She was the poster girl for a generation of aging spinsters and unmarried soon-to-be cougars who are finding reasons why being single in their 30s is a cool idea. Now Bridget Jones is back with a vengeance, with a slimmer frame, a baby and a new lover to boot.
Renee Zellweger, who played the chubby and lovable bachelorette in the original 2001 film and the 2004 sequel Bridget Jones Diary: The Edge of Reason was recently spotted starting filming in London in the reprisal of the iconic modern woman role, reported the Daily Mail.
There are a number of significant changes for Bridget Jones Diary that will surprise audiences around the world. The first is that she doesn't have those pink puffy cheeks anymore and has finally seemed to shed the baby fat that has stubbornly clung to her frame well into her 30s. At 46, Zellwegger is portraying a woman, who is not only more slender but also more sophisticated and mature in how she dresses and is an expectant mother in this third installment of the film franchise.
To prove how chic she has become, recent snapshots of the actress during the production of Bridget Jones Diary, show her traipsing around the busy London streets in vintage shoes and floaty dresses in elegant blue and serene greens. She also doesn't need to struggle with a hair iron anymore, with the more mature Bridget sporting straight locks with lazy curls at the ends.

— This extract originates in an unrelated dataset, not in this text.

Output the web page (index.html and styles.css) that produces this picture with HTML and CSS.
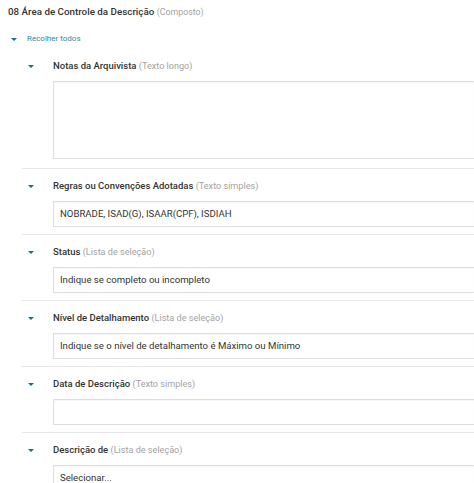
FILE: index.html
```html
<!DOCTYPE html>
<html lang="pt">
<head>
<meta charset="utf-8">
<link rel="stylesheet" href="styles.css">
</head>
<body>
<div class="page">
  <h1 class="title">08 Área de Controle da Descrição <span class="type">(Composto)</span></h1>
  <div class="collapse-all"><span class="caret"></span>Recolher todos</div>
  <div class="items">
    <div class="item">
      <span class="caret"></span>
      <div class="body">
        <div class="label">Notas da Arquivista <span class="type">(Texto longo)</span></div>
        <div class="field textarea"></div>
      </div>
    </div>
    <div class="item">
      <span class="caret"></span>
      <div class="body">
        <div class="label">Regras ou Convenções Adotadas <span class="type">(Texto simples)</span></div>
        <div class="field">NOBRADE, ISAD(G), ISAAR(CPF), ISDIAH</div>
      </div>
    </div>
    <div class="item">
      <span class="caret"></span>
      <div class="body">
        <div class="label">Status <span class="type">(Lista de seleção)</span></div>
        <div class="field">Indique se completo ou incompleto</div>
      </div>
    </div>
    <div class="item">
      <span class="caret"></span>
      <div class="body">
        <div class="label">Nível de Detalhamento <span class="type">(Lista de seleção)</span></div>
        <div class="field">Indique se o nível de detalhamento é Máximo ou Mínimo</div>
      </div>
    </div>
    <div class="item">
      <span class="caret"></span>
      <div class="body">
        <div class="label">Data de Descrição <span class="type">(Texto simples)</span></div>
        <div class="field"></div>
      </div>
    </div>
    <div class="item">
      <span class="caret"></span>
      <div class="body">
        <div class="label">Descrição de <span class="type">(Lista de seleção)</span></div>
        <div class="field">Selecionar...</div>
      </div>
    </div>
  </div>
</div>
</body>
</html>
```
FILE: styles.css
```css
html, body {
  margin: 0;
  padding: 0;
  background: #fff;
  overflow: hidden;
}
body {
  font-family: Roboto, "Liberation Sans", Arial, sans-serif;
  font-size: 9.6px;
  color: #333;
}
.page {
  padding: 4px 0 0 8px;
}
.title {
  margin: 0;
  font-size: 9.8px;
  font-weight: 500;
  line-height: 16px;
  color: #333;
}
.type {
  font-weight: 400;
  font-size: 8.8px;
  color: #a3a3a3;
}
.label .type {
  font-size: 9.1px;
}
.collapse-all {
  margin-top: 11px;
  line-height: 16px;
  color: #2f8a9b;
  font-size: 8px;
  display: flex;
  align-items: center;
}
.caret {
  display: inline-block;
  width: 0;
  height: 0;
  border-left: 3px solid transparent;
  border-right: 3px solid transparent;
  border-top: 3px solid #17707f;
}
.collapse-all .caret {
  margin: 0 10px 0 3px;
}
.items {
  margin-top: 11px;
  margin-left: 14px;
}
.item {
  display: flex;
  border-bottom: 1px solid #e6e6e6;
  padding: 0 0 7px 0;
}
.item + .item {
  padding-top: 9px;
}
.item > .caret {
  margin: 7px 19px 0 6px;
  flex: none;
}
.body {
  flex: 1;
  min-width: 0;
}
.label {
  line-height: 16px;
  font-size: 9.5px;
  font-weight: 500;
  color: #333;
}
.field {
  margin-top: 7px;
  height: 24px;
  border: 1px solid #dedede;
  border-right: none;
  box-shadow: inset 0 1px 1px rgba(0,0,0,0.04);
  line-height: 24px;
  padding-left: 6px;
  color: #333;
  white-space: nowrap;
  overflow: hidden;
}
.field.textarea {
  height: 76px;
  margin-bottom: 2px;
}
```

As for her love life, it was reported that her long-term love interest Mark Darcy, played by Colin Firth, is making a comeback, but, Daniel Cleaver, played by Hugh Grant, is not. What is more intriguing is the addition of Patrick Dempsey as the new love interest of the famous blond.
Zellwegger's reprisal of the more mature heroine is sending slivers of relief down the actress's spine. She had once tried to gulp down a 4,000 calorie-a-day diet to add an additional 20 pounds to her body in a very short period of time - an experiment that scared her after watching the documentary Super Sized Me.
Meanwhile, ET Online reports that Hugh Grant made remarks about the sequel, aptly titled Bridget Jones's Baby, saying that though he decided not to do it, he believed that the film production would move ahead without him. He declares the book to be "excellent," though the "script is completely different -- well, the script as I last saw it a few years ago."